→ **What you should do**:
Reproduce all the lines below exactly and omit the images.

→ **Information provided**:
++++++++++

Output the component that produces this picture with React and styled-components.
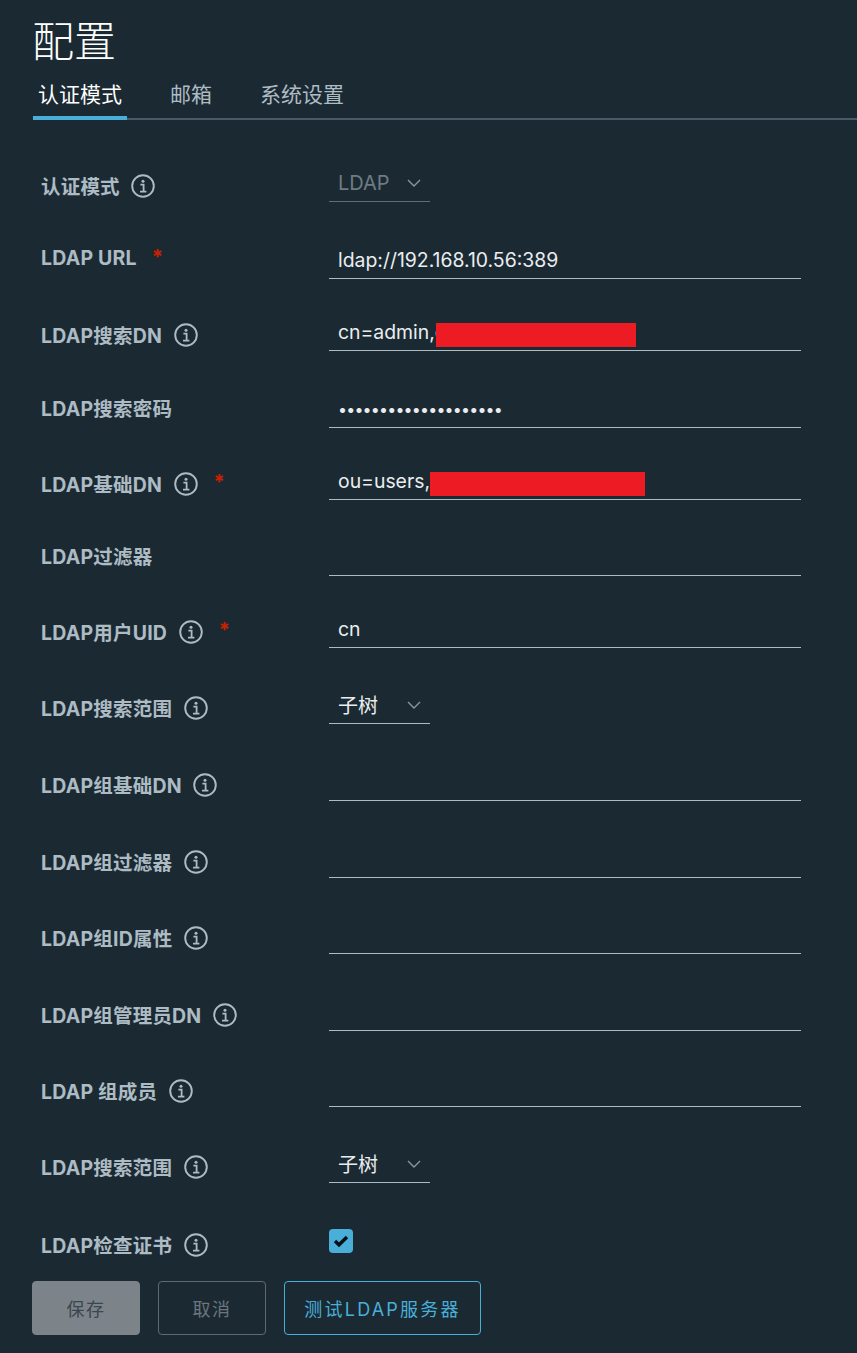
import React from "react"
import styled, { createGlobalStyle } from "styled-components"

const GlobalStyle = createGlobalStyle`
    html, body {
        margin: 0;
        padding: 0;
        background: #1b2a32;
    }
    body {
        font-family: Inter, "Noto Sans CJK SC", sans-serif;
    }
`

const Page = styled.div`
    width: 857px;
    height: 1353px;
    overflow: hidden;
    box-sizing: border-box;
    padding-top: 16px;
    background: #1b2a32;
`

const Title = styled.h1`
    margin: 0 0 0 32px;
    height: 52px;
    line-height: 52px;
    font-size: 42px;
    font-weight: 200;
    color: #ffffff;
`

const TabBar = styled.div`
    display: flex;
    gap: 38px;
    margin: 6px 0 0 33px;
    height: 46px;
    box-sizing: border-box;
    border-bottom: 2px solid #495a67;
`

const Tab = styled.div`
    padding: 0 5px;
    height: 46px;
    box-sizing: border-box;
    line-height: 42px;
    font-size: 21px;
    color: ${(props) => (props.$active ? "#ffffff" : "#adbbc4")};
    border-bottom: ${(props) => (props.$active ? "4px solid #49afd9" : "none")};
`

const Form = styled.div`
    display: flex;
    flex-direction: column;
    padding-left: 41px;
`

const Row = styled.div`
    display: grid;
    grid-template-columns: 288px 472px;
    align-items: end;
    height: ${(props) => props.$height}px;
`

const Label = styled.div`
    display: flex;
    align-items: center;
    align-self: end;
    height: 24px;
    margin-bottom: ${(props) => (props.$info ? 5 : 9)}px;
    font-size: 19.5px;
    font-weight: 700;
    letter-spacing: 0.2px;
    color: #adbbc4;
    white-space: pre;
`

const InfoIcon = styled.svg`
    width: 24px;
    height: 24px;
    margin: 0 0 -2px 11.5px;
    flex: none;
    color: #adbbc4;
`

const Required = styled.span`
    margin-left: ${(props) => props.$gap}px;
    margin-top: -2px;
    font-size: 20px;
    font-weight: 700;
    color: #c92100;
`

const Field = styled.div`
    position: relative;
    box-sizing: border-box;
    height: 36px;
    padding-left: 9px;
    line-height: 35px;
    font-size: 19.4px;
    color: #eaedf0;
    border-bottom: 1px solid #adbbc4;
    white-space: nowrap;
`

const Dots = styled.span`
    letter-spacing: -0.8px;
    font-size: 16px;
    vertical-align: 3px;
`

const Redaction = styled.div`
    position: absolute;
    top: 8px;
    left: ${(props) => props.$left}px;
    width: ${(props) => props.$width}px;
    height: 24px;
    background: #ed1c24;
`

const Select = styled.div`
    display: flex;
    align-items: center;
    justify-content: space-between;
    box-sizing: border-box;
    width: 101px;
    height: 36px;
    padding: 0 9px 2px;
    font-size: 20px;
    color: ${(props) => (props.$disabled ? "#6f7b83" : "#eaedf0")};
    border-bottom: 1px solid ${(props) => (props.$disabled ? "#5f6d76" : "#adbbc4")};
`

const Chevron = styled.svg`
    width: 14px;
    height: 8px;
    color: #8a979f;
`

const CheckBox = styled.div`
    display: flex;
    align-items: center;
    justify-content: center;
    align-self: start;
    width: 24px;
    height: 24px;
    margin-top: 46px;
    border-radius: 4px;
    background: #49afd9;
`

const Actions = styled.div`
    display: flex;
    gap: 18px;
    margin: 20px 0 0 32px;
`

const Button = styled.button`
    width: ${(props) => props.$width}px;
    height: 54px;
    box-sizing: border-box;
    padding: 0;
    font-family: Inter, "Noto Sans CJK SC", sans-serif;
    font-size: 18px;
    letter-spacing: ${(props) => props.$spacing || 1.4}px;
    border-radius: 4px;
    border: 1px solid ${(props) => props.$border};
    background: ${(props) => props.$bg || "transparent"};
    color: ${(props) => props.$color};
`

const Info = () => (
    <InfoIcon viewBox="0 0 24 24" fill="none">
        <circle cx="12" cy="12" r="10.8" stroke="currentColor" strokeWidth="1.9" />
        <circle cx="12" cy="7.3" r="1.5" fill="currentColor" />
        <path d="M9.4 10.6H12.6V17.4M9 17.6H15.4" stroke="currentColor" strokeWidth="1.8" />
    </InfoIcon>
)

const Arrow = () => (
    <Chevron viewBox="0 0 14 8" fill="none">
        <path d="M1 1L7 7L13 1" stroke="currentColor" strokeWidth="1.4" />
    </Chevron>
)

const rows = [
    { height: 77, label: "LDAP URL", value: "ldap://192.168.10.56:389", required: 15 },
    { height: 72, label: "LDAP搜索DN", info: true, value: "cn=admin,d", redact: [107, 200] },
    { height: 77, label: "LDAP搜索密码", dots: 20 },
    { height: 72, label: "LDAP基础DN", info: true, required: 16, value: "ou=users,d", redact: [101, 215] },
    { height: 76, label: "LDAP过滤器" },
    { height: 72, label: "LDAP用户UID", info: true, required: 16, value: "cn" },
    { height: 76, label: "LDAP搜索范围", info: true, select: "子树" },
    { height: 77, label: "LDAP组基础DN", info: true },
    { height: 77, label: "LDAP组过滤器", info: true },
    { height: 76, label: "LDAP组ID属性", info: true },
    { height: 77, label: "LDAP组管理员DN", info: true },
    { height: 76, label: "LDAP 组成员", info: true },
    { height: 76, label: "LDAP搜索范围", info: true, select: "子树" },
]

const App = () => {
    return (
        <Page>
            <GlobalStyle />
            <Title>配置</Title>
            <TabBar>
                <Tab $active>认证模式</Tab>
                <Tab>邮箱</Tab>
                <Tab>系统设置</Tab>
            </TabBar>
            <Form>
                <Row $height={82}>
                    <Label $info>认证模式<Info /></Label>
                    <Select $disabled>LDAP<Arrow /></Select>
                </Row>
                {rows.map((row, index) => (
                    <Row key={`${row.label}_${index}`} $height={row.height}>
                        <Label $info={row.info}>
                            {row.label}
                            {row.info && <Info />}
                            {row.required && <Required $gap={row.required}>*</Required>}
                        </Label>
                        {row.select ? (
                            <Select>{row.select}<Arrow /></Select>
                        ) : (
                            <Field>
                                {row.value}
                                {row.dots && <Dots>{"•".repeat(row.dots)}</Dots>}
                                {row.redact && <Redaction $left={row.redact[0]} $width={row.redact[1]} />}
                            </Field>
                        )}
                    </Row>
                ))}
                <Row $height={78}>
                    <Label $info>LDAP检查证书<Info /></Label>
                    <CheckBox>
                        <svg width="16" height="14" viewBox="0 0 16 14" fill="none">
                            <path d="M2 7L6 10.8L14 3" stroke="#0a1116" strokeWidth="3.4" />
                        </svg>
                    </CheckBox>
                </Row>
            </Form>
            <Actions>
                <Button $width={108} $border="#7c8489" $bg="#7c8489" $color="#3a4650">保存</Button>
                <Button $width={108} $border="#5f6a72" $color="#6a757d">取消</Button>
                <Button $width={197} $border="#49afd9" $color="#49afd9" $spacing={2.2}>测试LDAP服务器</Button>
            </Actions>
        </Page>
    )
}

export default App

++++++++++

→ **The output**:
Output the component that produces this picture with React and styled-components.
import React from "react"
import styled, { createGlobalStyle } from "styled-components"

const GlobalStyle = createGlobalStyle`
    html, body {
        margin: 0;
        padding: 0;
        background: #1b2a32;
    }
    body {
        font-family: Inter, "Noto Sans CJK SC", sans-serif;
    }
`

const Page = styled.div`
    width: 857px;
    height: 1353px;
    overflow: hidden;
    box-sizing: border-box;
    padding-top: 16px;
    background: #1b2a32;
`

const Title = styled.h1`
    margin: 0 0 0 32px;
    height: 52px;
    line-height: 52px;
    font-size: 42px;
    font-weight: 200;
    color: #ffffff;
`

const TabBar = styled.div`
    display: flex;
    gap: 38px;
    margin: 6px 0 0 33px;
    height: 46px;
    box-sizing: border-box;
    border-bottom: 2px solid #495a67;
`

const Tab = styled.div`
    padding: 0 5px;
    height: 46px;
    box-sizing: border-box;
    line-height: 42px;
    font-size: 21px;
    color: ${(props) => (props.$active ? "#ffffff" : "#adbbc4")};
    border-bottom: ${(props) => (props.$active ? "4px solid #49afd9" : "none")};
`

const Form = styled.div`
    display: flex;
    flex-direction: column;
    padding-left: 41px;
`

const Row = styled.div`
    display: grid;
    grid-template-columns: 288px 472px;
    align-items: end;
    height: ${(props) => props.$height}px;
`

const Label = styled.div`
    display: flex;
    align-items: center;
    align-self: end;
    height: 24px;
    margin-bottom: ${(props) => (props.$info ? 5 : 9)}px;
    font-size: 19.5px;
    font-weight: 700;
    letter-spacing: 0.2px;
    color: #adbbc4;
    white-space: pre;
`

const InfoIcon = styled.svg`
    width: 24px;
    height: 24px;
    margin: 0 0 -2px 11.5px;
    flex: none;
    color: #adbbc4;
`

const Required = styled.span`
    margin-left: ${(props) => props.$gap}px;
    margin-top: -2px;
    font-size: 20px;
    font-weight: 700;
    color: #c92100;
`

const Field = styled.div`
    position: relative;
    box-sizing: border-box;
    height: 36px;
    padding-left: 9px;
    line-height: 35px;
    font-size: 19.4px;
    color: #eaedf0;
    border-bottom: 1px solid #adbbc4;
    white-space: nowrap;
`

const Dots = styled.span`
    letter-spacing: -0.8px;
    font-size: 16px;
    vertical-align: 3px;
`

const Redaction = styled.div`
    position: absolute;
    top: 8px;
    left: ${(props) => props.$left}px;
    width: ${(props) => props.$width}px;
    height: 24px;
    background: #ed1c24;
`

const Select = styled.div`
    display: flex;
    align-items: center;
    justify-content: space-between;
    box-sizing: border-box;
    width: 101px;
    height: 36px;
    padding: 0 9px 2px;
    font-size: 20px;
    color: ${(props) => (props.$disabled ? "#6f7b83" : "#eaedf0")};
    border-bottom: 1px solid ${(props) => (props.$disabled ? "#5f6d76" : "#adbbc4")};
`

const Chevron = styled.svg`
    width: 14px;
    height: 8px;
    color: #8a979f;
`

const CheckBox = styled.div`
    display: flex;
    align-items: center;
    justify-content: center;
    align-self: start;
    width: 24px;
    height: 24px;
    margin-top: 46px;
    border-radius: 4px;
    background: #49afd9;
`

const Actions = styled.div`
    display: flex;
    gap: 18px;
    margin: 20px 0 0 32px;
`

const Button = styled.button`
    width: ${(props) => props.$width}px;
    height: 54px;
    box-sizing: border-box;
    padding: 0;
    font-family: Inter, "Noto Sans CJK SC", sans-serif;
    font-size: 18px;
    letter-spacing: ${(props) => props.$spacing || 1.4}px;
    border-radius: 4px;
    border: 1px solid ${(props) => props.$border};
    background: ${(props) => props.$bg || "transparent"};
    color: ${(props) => props.$color};
`

const Info = () => (
    <InfoIcon viewBox="0 0 24 24" fill="none">
        <circle cx="12" cy="12" r="10.8" stroke="currentColor" strokeWidth="1.9" />
        <circle cx="12" cy="7.3" r="1.5" fill="currentColor" />
        <path d="M9.4 10.6H12.6V17.4M9 17.6H15.4" stroke="currentColor" strokeWidth="1.8" />
    </InfoIcon>
)

const Arrow = () => (
    <Chevron viewBox="0 0 14 8" fill="none">
        <path d="M1 1L7 7L13 1" stroke="currentColor" strokeWidth="1.4" />
    </Chevron>
)

const rows = [
    { height: 77, label: "LDAP URL", value: "ldap://192.168.10.56:389", required: 15 },
    { height: 72, label: "LDAP搜索DN", info: true, value: "cn=admin,d", redact: [107, 200] },
    { height: 77, label: "LDAP搜索密码", dots: 20 },
    { height: 72, label: "LDAP基础DN", info: true, required: 16, value: "ou=users,d", redact: [101, 215] },
    { height: 76, label: "LDAP过滤器" },
    { height: 72, label: "LDAP用户UID", info: true, required: 16, value: "cn" },
    { height: 76, label: "LDAP搜索范围", info: true, select: "子树" },
    { height: 77, label: "LDAP组基础DN", info: true },
    { height: 77, label: "LDAP组过滤器", info: true },
    { height: 76, label: "LDAP组ID属性", info: true },
    { height: 77, label: "LDAP组管理员DN", info: true },
    { height: 76, label: "LDAP 组成员", info: true },
    { height: 76, label: "LDAP搜索范围", info: true, select: "子树" },
]

const App = () => {
    return (
        <Page>
            <GlobalStyle />
            <Title>配置</Title>
            <TabBar>
                <Tab $active>认证模式</Tab>
                <Tab>邮箱</Tab>
                <Tab>系统设置</Tab>
            </TabBar>
            <Form>
                <Row $height={82}>
                    <Label $info>认证模式<Info /></Label>
                    <Select $disabled>LDAP<Arrow /></Select>
                </Row>
                {rows.map((row, index) => (
                    <Row key={`${row.label}_${index}`} $height={row.height}>
                        <Label $info={row.info}>
                            {row.label}
                            {row.info && <Info />}
                            {row.required && <Required $gap={row.required}>*</Required>}
                        </Label>
                        {row.select ? (
                            <Select>{row.select}<Arrow /></Select>
                        ) : (
                            <Field>
                                {row.value}
                                {row.dots && <Dots>{"•".repeat(row.dots)}</Dots>}
                                {row.redact && <Redaction $left={row.redact[0]} $width={row.redact[1]} />}
                            </Field>
                        )}
                    </Row>
                ))}
                <Row $height={78}>
                    <Label $info>LDAP检查证书<Info /></Label>
                    <CheckBox>
                        <svg width="16" height="14" viewBox="0 0 16 14" fill="none">
                            <path d="M2 7L6 10.8L14 3" stroke="#0a1116" strokeWidth="3.4" />
                        </svg>
                    </CheckBox>
                </Row>
            </Form>
            <Actions>
                <Button $width={108} $border="#7c8489" $bg="#7c8489" $color="#3a4650">保存</Button>
                <Button $width={108} $border="#5f6a72" $color="#6a757d">取消</Button>
                <Button $width={197} $border="#49afd9" $color="#49afd9" $spacing={2.2}>测试LDAP服务器</Button>
            </Actions>
        </Page>
    )
}

export default App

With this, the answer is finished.